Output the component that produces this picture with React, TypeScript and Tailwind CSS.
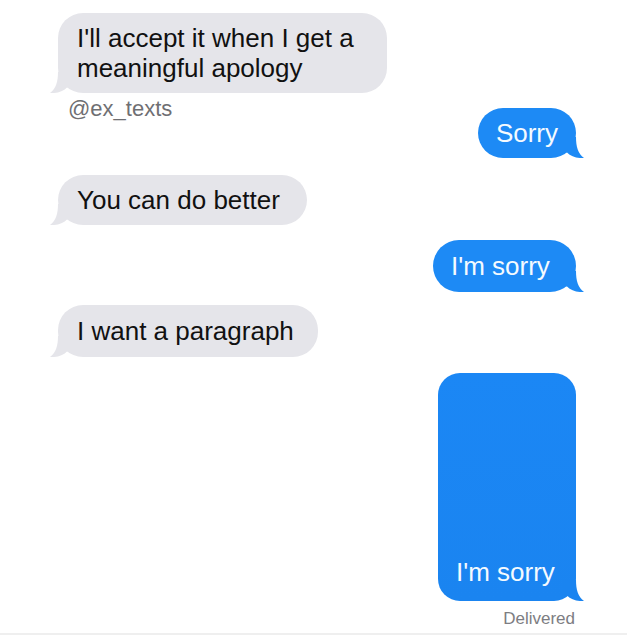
import type { ReactNode } from "react";

const FONT = "font-['Liberation_Sans','Helvetica_Neue',Arial,sans-serif]";

// iOS-style bubble tail, drawn for the left corner and mirrored for the right one
function Tail({ side, color }: { side: "left" | "right"; color: string }) {
  return (
    <svg
      aria-hidden="true"
      width="22"
      height="21"
      viewBox="0 0 22 21"
      className={
        side === "left"
          ? "absolute -left-[8px] bottom-0"
          : "absolute -right-[8px] bottom-0 -scale-x-100"
      }
    >
      <path d="M8 0 C8 10 6 16.5 0 21 C7 21.5 13 19.5 17 15.5 L22 15.5 L22 0 Z" fill={color} />
    </svg>
  );
}

function Incoming({ children, className }: { children: ReactNode; className: string }) {
  return (
    <div
      className={`relative flex items-center rounded-[25px] bg-[#e5e5ea] pl-[19px] text-[26px] leading-[30px] text-[#111111] ${className}`}
    >
      <Tail side="left" color="#e5e5ea" />
      <span className="relative">{children}</span>
    </div>
  );
}

function Outgoing({ children, className }: { children: ReactNode; className: string }) {
  return (
    <div
      className={`relative flex items-center self-end rounded-[26px] bg-[#1d8af5] px-[18px] text-[26px] leading-[30px] text-[#f4faff] ${className}`}
    >
      <Tail side="right" color="#1d8af5" />
      <span className="relative">{children}</span>
    </div>
  );
}

export default function App() {
  return (
    <div className={`h-[635px] w-[627px] overflow-hidden border-b-2 border-[#efefef] bg-white ${FONT}`}>
      <div className="flex flex-col pl-[58px] pr-[51px] pt-[13px]">
        <Incoming className="h-[80px] w-[329px]">
          I'll accept it when I get a
          <br />
          meaningful apology
        </Incoming>
        <p className="ml-[10px] mt-[4px] text-[22px] leading-[24px] text-[#6f6f73]">@ex_texts</p>

        <Outgoing className="-mt-[13px] h-[50px]">Sorry</Outgoing>

        <Incoming className="mt-[17px] h-[50px] w-[249px]">You can do better</Incoming>

        <Outgoing className="mt-[15px] h-[52px] w-[143px]">I'm sorry</Outgoing>

        <Incoming className="mt-[13px] h-[52px] w-[260px]">I want a paragraph</Incoming>

        {/* the tall, empty "paragraph" reply */}
        <div className="relative mt-[16px] flex h-[228px] w-[138px] items-end self-end rounded-[22px] bg-gradient-to-b from-[#1b87f5] to-[#1a84f0] px-[18px] pb-[14px] text-[26px] leading-[30px] text-[#f4faff]">
          <Tail side="right" color="#1a84f0" />
          <span className="relative">I'm sorry</span>
        </div>
        <p className="mt-[9px] self-end pr-[1px] text-[17px] leading-[18px] text-[#7d7d82]">Delivered</p>
      </div>
    </div>
  );
}
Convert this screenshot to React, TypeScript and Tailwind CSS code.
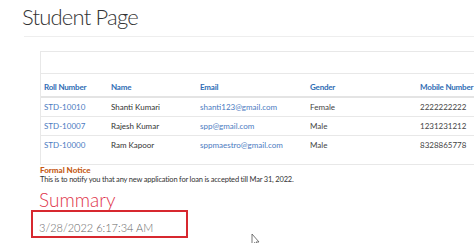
const students = [
  { roll: "STD-10010", name: "Shanti Kumari", email: "shanti123@gmail.com", gender: "Female", mobile: "2222222222" },
  { roll: "STD-10007", name: "Rajesh Kumar", email: "spp@gmail.com", gender: "Male", mobile: "1231231212" },
  { roll: "STD-10000", name: "Ram Kapoor", email: "sppmaestro@gmail.com", gender: "Male", mobile: "8328865778" },
]

function Cursor() {
  return (
    <svg width="9" height="14" viewBox="0 0 9 14" className="absolute left-[251px] top-[233px]">
      <path d="M1 1 L1 12 L3.5 9.5 L5.5 13.5 L7 12.8 L5 9 L8 9 Z" fill="#fff" stroke="#555" strokeWidth="0.8" />
    </svg>
  )
}

export default function App() {
  return (
    <div className="relative w-[474px] h-[243px] overflow-hidden bg-white font-['Lato',sans-serif]">
      <div className="pl-[22px] pt-[3px]">
        <h1 className="text-[22px] leading-[28px] font-light text-[#333] tracking-[-0.8px]">Student Page</h1>
      </div>
      <div className="ml-[24px] mt-[5px] border-t border-[#eee]"></div>

      <div className="ml-[40px] mt-[14px] w-[460px] border border-[#e8e8e8] pb-[9px] text-[8px]">
        <div className="h-[22px] border-b border-[#e8e8e8]"></div>
        <table className="w-full border-collapse table-fixed">
          <colgroup>
            <col className="w-[67px]" />
            <col className="w-[89px]" />
            <col className="w-[110px]" />
            <col className="w-[110px]" />
            <col />
          </colgroup>
          <thead>
            <tr className="h-[23px] border-b-2 border-[#e4e4e4]">
              {["Roll Number", "Name", "Email", "Gender", "Mobile Number"].map((h) => (
                <th key={h} className="text-left font-bold text-[#2f6db5] pl-[3px] pt-[4px] whitespace-nowrap tracking-[-0.2px]">{h}</th>
              ))}
            </tr>
          </thead>
          <tbody>
            {students.map((s, i) => (
              <tr key={s.roll} className={i < students.length - 1 ? "h-[19px] border-b border-[#e8e8e8]" : "h-[20px]"}>
                <td className="pl-[3px] text-[#4b7bbf]">{s.roll}</td>
                <td className="pl-[3px] text-[#333]">{s.name}</td>
                <td className="pl-[3px] text-[#4b7bbf]">{s.email}</td>
                <td className="pl-[3px] text-[#444]">{s.gender}</td>
                <td className="pl-[3px] text-[#444]">{s.mobile}</td>
              </tr>
            ))}
          </tbody>
        </table>
      </div>

      <div className="ml-[40px] leading-[10px]">
        <div className="text-[8px] font-black text-[#c55a14]">Formal Notice</div>
        <div className="text-[7.5px] tracking-[-0.2px] text-[#333]">This is to notify you that any new application for loan is accepted till Mar 31, 2022.</div>
      </div>

      <div className="ml-[39px] mt-[5px] text-[19px] leading-[20px] font-light text-[#e0344b]">Summary</div>
      <div className="ml-[31px] w-[157px] h-[28px] border-2 border-[#d7282f] flex items-end pl-[6px] pb-[1px]">
        <span className="text-[11px] leading-[14px] font-light text-[#666]">3/28/2022 6:17:34 AM</span>
      </div>

      <Cursor />
    </div>
  )
}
....
■ **Problem**
Leave out the pictures and repeat everything else in the records exactly.

■ **Expected answer**
Output the component that produces this picture with React, TypeScript and Tailwind CSS.
import type { ReactNode } from "react";

const FONT = "font-['Liberation_Sans','Helvetica_Neue',Arial,sans-serif]";

// iOS-style bubble tail, drawn for the left corner and mirrored for the right one
function Tail({ side, color }: { side: "left" | "right"; color: string }) {
  return (
    <svg
      aria-hidden="true"
      width="22"
      height="21"
      viewBox="0 0 22 21"
      className={
        side === "left"
          ? "absolute -left-[8px] bottom-0"
          : "absolute -right-[8px] bottom-0 -scale-x-100"
      }
    >
      <path d="M8 0 C8 10 6 16.5 0 21 C7 21.5 13 19.5 17 15.5 L22 15.5 L22 0 Z" fill={color} />
    </svg>
  );
}

function Incoming({ children, className }: { children: ReactNode; className: string }) {
  return (
    <div
      className={`relative flex items-center rounded-[25px] bg-[#e5e5ea] pl-[19px] text-[26px] leading-[30px] text-[#111111] ${className}`}
    >
      <Tail side="left" color="#e5e5ea" />
      <span className="relative">{children}</span>
    </div>
  );
}

function Outgoing({ children, className }: { children: ReactNode; className: string }) {
  return (
    <div
      className={`relative flex items-center self-end rounded-[26px] bg-[#1d8af5] px-[18px] text-[26px] leading-[30px] text-[#f4faff] ${className}`}
    >
      <Tail side="right" color="#1d8af5" />
      <span className="relative">{children}</span>
    </div>
  );
}

export default function App() {
  return (
    <div className={`h-[635px] w-[627px] overflow-hidden border-b-2 border-[#efefef] bg-white ${FONT}`}>
      <div className="flex flex-col pl-[58px] pr-[51px] pt-[13px]">
        <Incoming className="h-[80px] w-[329px]">
          I'll accept it when I get a
          <br />
          meaningful apology
        </Incoming>
        <p className="ml-[10px] mt-[4px] text-[22px] leading-[24px] text-[#6f6f73]">@ex_texts</p>

        <Outgoing className="-mt-[13px] h-[50px]">Sorry</Outgoing>

        <Incoming className="mt-[17px] h-[50px] w-[249px]">You can do better</Incoming>

        <Outgoing className="mt-[15px] h-[52px] w-[143px]">I'm sorry</Outgoing>

        <Incoming className="mt-[13px] h-[52px] w-[260px]">I want a paragraph</Incoming>

        {/* the tall, empty "paragraph" reply */}
        <div className="relative mt-[16px] flex h-[228px] w-[138px] items-end self-end rounded-[22px] bg-gradient-to-b from-[#1b87f5] to-[#1a84f0] px-[18px] pb-[14px] text-[26px] leading-[30px] text-[#f4faff]">
          <Tail side="right" color="#1a84f0" />
          <span className="relative">I'm sorry</span>
        </div>
        <p className="mt-[9px] self-end pr-[1px] text-[17px] leading-[18px] text-[#7d7d82]">Delivered</p>
      </div>
    </div>
  );
}
Convert this screenshot to React, TypeScript and Tailwind CSS code.
const students = [
  { roll: "STD-10010", name: "Shanti Kumari", email: "shanti123@gmail.com", gender: "Female", mobile: "2222222222" },
  { roll: "STD-10007", name: "Rajesh Kumar", email: "spp@gmail.com", gender: "Male", mobile: "1231231212" },
  { roll: "STD-10000", name: "Ram Kapoor", email: "sppmaestro@gmail.com", gender: "Male", mobile: "8328865778" },
]

function Cursor() {
  return (
    <svg width="9" height="14" viewBox="0 0 9 14" className="absolute left-[251px] top-[233px]">
      <path d="M1 1 L1 12 L3.5 9.5 L5.5 13.5 L7 12.8 L5 9 L8 9 Z" fill="#fff" stroke="#555" strokeWidth="0.8" />
    </svg>
  )
}

export default function App() {
  return (
    <div className="relative w-[474px] h-[243px] overflow-hidden bg-white font-['Lato',sans-serif]">
      <div className="pl-[22px] pt-[3px]">
        <h1 className="text-[22px] leading-[28px] font-light text-[#333] tracking-[-0.8px]">Student Page</h1>
      </div>
      <div className="ml-[24px] mt-[5px] border-t border-[#eee]"></div>

      <div className="ml-[40px] mt-[14px] w-[460px] border border-[#e8e8e8] pb-[9px] text-[8px]">
        <div className="h-[22px] border-b border-[#e8e8e8]"></div>
        <table className="w-full border-collapse table-fixed">
          <colgroup>
            <col className="w-[67px]" />
            <col className="w-[89px]" />
            <col className="w-[110px]" />
            <col className="w-[110px]" />
            <col />
          </colgroup>
          <thead>
            <tr className="h-[23px] border-b-2 border-[#e4e4e4]">
              {["Roll Number", "Name", "Email", "Gender", "Mobile Number"].map((h) => (
                <th key={h} className="text-left font-bold text-[#2f6db5] pl-[3px] pt-[4px] whitespace-nowrap tracking-[-0.2px]">{h}</th>
              ))}
            </tr>
          </thead>
          <tbody>
            {students.map((s, i) => (
              <tr key={s.roll} className={i < students.length - 1 ? "h-[19px] border-b border-[#e8e8e8]" : "h-[20px]"}>
                <td className="pl-[3px] text-[#4b7bbf]">{s.roll}</td>
                <td className="pl-[3px] text-[#333]">{s.name}</td>
                <td className="pl-[3px] text-[#4b7bbf]">{s.email}</td>
                <td className="pl-[3px] text-[#444]">{s.gender}</td>
                <td className="pl-[3px] text-[#444]">{s.mobile}</td>
              </tr>
            ))}
          </tbody>
        </table>
      </div>

      <div className="ml-[40px] leading-[10px]">
        <div className="text-[8px] font-black text-[#c55a14]">Formal Notice</div>
        <div className="text-[7.5px] tracking-[-0.2px] text-[#333]">This is to notify you that any new application for loan is accepted till Mar 31, 2022.</div>
      </div>

      <div className="ml-[39px] mt-[5px] text-[19px] leading-[20px] font-light text-[#e0344b]">Summary</div>
      <div className="ml-[31px] w-[157px] h-[28px] border-2 border-[#d7282f] flex items-end pl-[6px] pb-[1px]">
        <span className="text-[11px] leading-[14px] font-light text-[#666]">3/28/2022 6:17:34 AM</span>
      </div>

      <Cursor />
    </div>
  )
}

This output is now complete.